Automatic chargers offer better control, but compatibility depends on specific adjustable features. The charger must have a mechanism to limit the maximum voltage applied and control the current output. Look for a selector switch that offers “Deep Cycle,” “AGM,” or a “Low Amp” setting, as these options often restrict the voltage to a safer range below 14.8 volts. Chargers that automatically drop to a lower float voltage after the absorption phase are significantly safer, even without a dedicated AGM profile.
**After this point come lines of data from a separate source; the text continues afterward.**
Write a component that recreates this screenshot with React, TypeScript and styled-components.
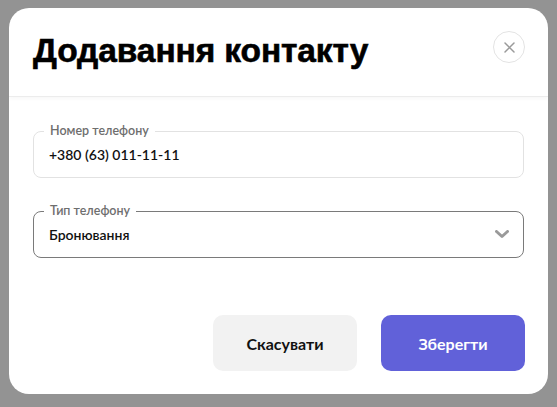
import React from "react";
import styled, { createGlobalStyle } from "styled-components";

const Global = createGlobalStyle`
  html, body { margin: 0; padding: 0; }
  body {
    background: #939393;
    font-family: Lato, "Noto Sans", sans-serif;
    width: 557px;
    height: 407px;
    overflow: hidden;
  }
`;

const Page = styled.div`
  padding: 8px 9px;
  box-sizing: border-box;
  width: 557px;
  height: 407px;
`;

const Modal = styled.div`
  width: 539px;
  height: 386px;
  background: #fff;
  border-radius: 20px;
  display: flex;
  flex-direction: column;
  overflow: hidden;
`;

const Header = styled.div`
  height: 89px;
  box-sizing: border-box;
  display: flex;
  align-items: center;
  justify-content: space-between;
  padding: 0 23px 0 24px;
  border-bottom: 1px solid #ececec;
  box-shadow: 0 2px 4px rgba(0, 0, 0, 0.03);
`;

const Title = styled.h1`
  margin: 0 0 2px 0;
  font-family: "Liberation Sans", Arial, sans-serif;
  font-weight: 700;
  font-size: 33.5px;
  letter-spacing: -0.1px;
  color: #000;
  -webkit-text-stroke: 0.6px #000;
`;

const CloseButton = styled.button`
  width: 32px;
  height: 32px;
  border-radius: 50%;
  border: 1px solid #e3e3e3;
  background: #fff;
  display: flex;
  align-items: center;
  justify-content: center;
  padding: 0;
  margin-top: -10px;
  cursor: pointer;
`;

const Body = styled.div`
  flex: 1;
  display: flex;
  flex-direction: column;
  padding: 34px 24px 0 24px;
  gap: 33px;
`;

const Field = styled.div<{ $active?: boolean }>`
  position: relative;
  height: 47px;
  box-sizing: border-box;
  border: 1px solid ${(p) => (p.$active ? "#7a7a7a" : "#e2e2e2")};
  border-radius: 8px;
  display: flex;
  align-items: center;
  padding: 0 14px 0 15px;
`;

const Label = styled.span`
  position: absolute;
  top: -9px;
  left: 10px;
  padding: 0 6px;
  background: #fff;
  font-size: 12.5px;
  font-weight: 600;
  color: #6e6e6e;
  line-height: 16px;
`;

const Value = styled.span`
  flex: 1;
  font-family: Lato, sans-serif;
  font-size: 14px;
  font-weight: 600;
  color: #111;
  padding-top: 0px;
`;

const Footer = styled.div`
  display: flex;
  justify-content: flex-end;
  gap: 24px;
  padding: 0 23px 23px 0;
`;

const Button = styled.button<{ $primary?: boolean }>`
  width: 144px;
  height: 56px;
  border: none;
  border-radius: 10px;
  background: ${(p) => (p.$primary ? "#6161d9" : "#f2f2f2")};
  color: ${(p) => (p.$primary ? "#fff" : "#111")};
  font-family: Lato, sans-serif;
  font-weight: 700;
  font-size: 16px;
  cursor: pointer;
`;

export default function App() {
  return (
    <>
      <Global />
      <Page>
        <Modal>
          <Header>
            <Title>Додавання контакту</Title>
            <CloseButton aria-label="close">
              <svg width="11" height="11" viewBox="0 0 11 11">
                <path d="M1 1 L10 10 M10 1 L1 10" stroke="#9a9a9a" strokeWidth="1.5" strokeLinecap="round" />
              </svg>
            </CloseButton>
          </Header>
          <Body>
            <Field>
              <Label>Номер телефону</Label>
              <Value>+380 (63) 011-11-11</Value>
            </Field>
            <Field $active>
              <Label>Тип телефону</Label>
              <Value>Бронювання</Value>
              <svg width="14" height="9" viewBox="0 0 14 9">
                <path d="M1.5 1.5 L7 6.5 L12.5 1.5" stroke="#9a9a9a" strokeWidth="3" fill="none" strokeLinejoin="round" strokeLinecap="round" />
              </svg>
            </Field>
          </Body>
          <Footer>
            <Button>Скасувати</Button>
            <Button $primary>Зберегти</Button>
          </Footer>
        </Modal>
      </Page>
    </>
  );
}
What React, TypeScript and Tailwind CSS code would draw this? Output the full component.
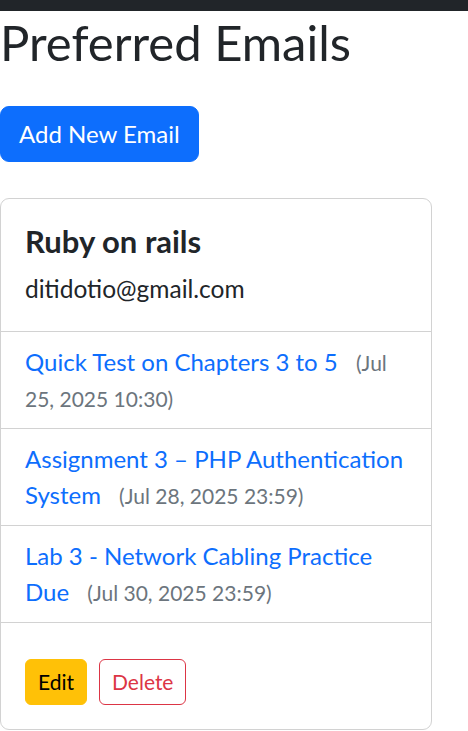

The ability to control or limit the amperage output is also a strong indicator of potential compatibility. Using a low rate is safer when working with a non-dedicated charger. A setting that limits the output to a low rate, such as 2 to 10 amps, provides a margin of safety against overheating. If your charger is a basic, single-setting unit that puts out a high, unregulated voltage, it should not be used on an AGM battery.
Safe Procedure for Charging AGM Batteries with Compatible Chargers
If your charger has adjustable settings for voltage and amperage, the procedure must prioritize precise control and constant monitoring. Begin by selecting the lowest possible amperage setting available, ideally targeting a rate of C/10 or less (10% of the battery’s Amp-hour rating). For example, a 100 Ah battery should be charged at 10 amps or lower to ensure a slow, controlled process. This reduced current minimizes heat generation.
Next, choose the voltage setting that provides the closest match to the AGM absorption specification, which is 14.4 volts. If the charger only has a “Flooded” or “Standard” setting, check the manual to confirm the maximum voltage applied, ensuring it does not exceed 14.7 volts. Constant monitoring is mandatory once the charger is connected and running.
The most important physical check is monitoring the battery temperature by frequently touching the casing. If the battery casing feels warm or becomes noticeably hot, the charge must be terminated immediately to prevent thermal runaway. Since a non-AGM-specific charger may lack an accurate automatic shutoff, the charge should be manually terminated once the battery voltage reaches the absorption level (e.g., 14.4 volts). This short-term method requires manual intervention and is not a substitute for the multi-stage charging necessary for long-term battery health.
When to Upgrade Your Charging Equipment
While a careful, manually monitored charge with a standard charger can be an acceptable one-time solution, it is not sustainable for the long-term health of an AGM battery. Repeated reliance on equipment that lacks precise regulation will inevitably shorten the battery’s lifespan and compromise its performance. The lack of automatic temperature compensation in standard chargers is a particular drawback, as temperature fluctuations require small adjustments to the charge voltage to prevent damage.
A dedicated, microprocessor-controlled smart charger is necessary if you plan to frequently charge your AGM battery. These specialized units automatically manage the entire charging profile, smoothly transitioning from the high-current bulk stage to the precise absorption stage. They monitor the battery’s temperature and internal resistance to adjust voltage and current in real time, preventing the dangerous conditions that lead to thermal runaway. Investing in the correct tool ensures the battery receives the proper float charge indefinitely, maximizing its longevity.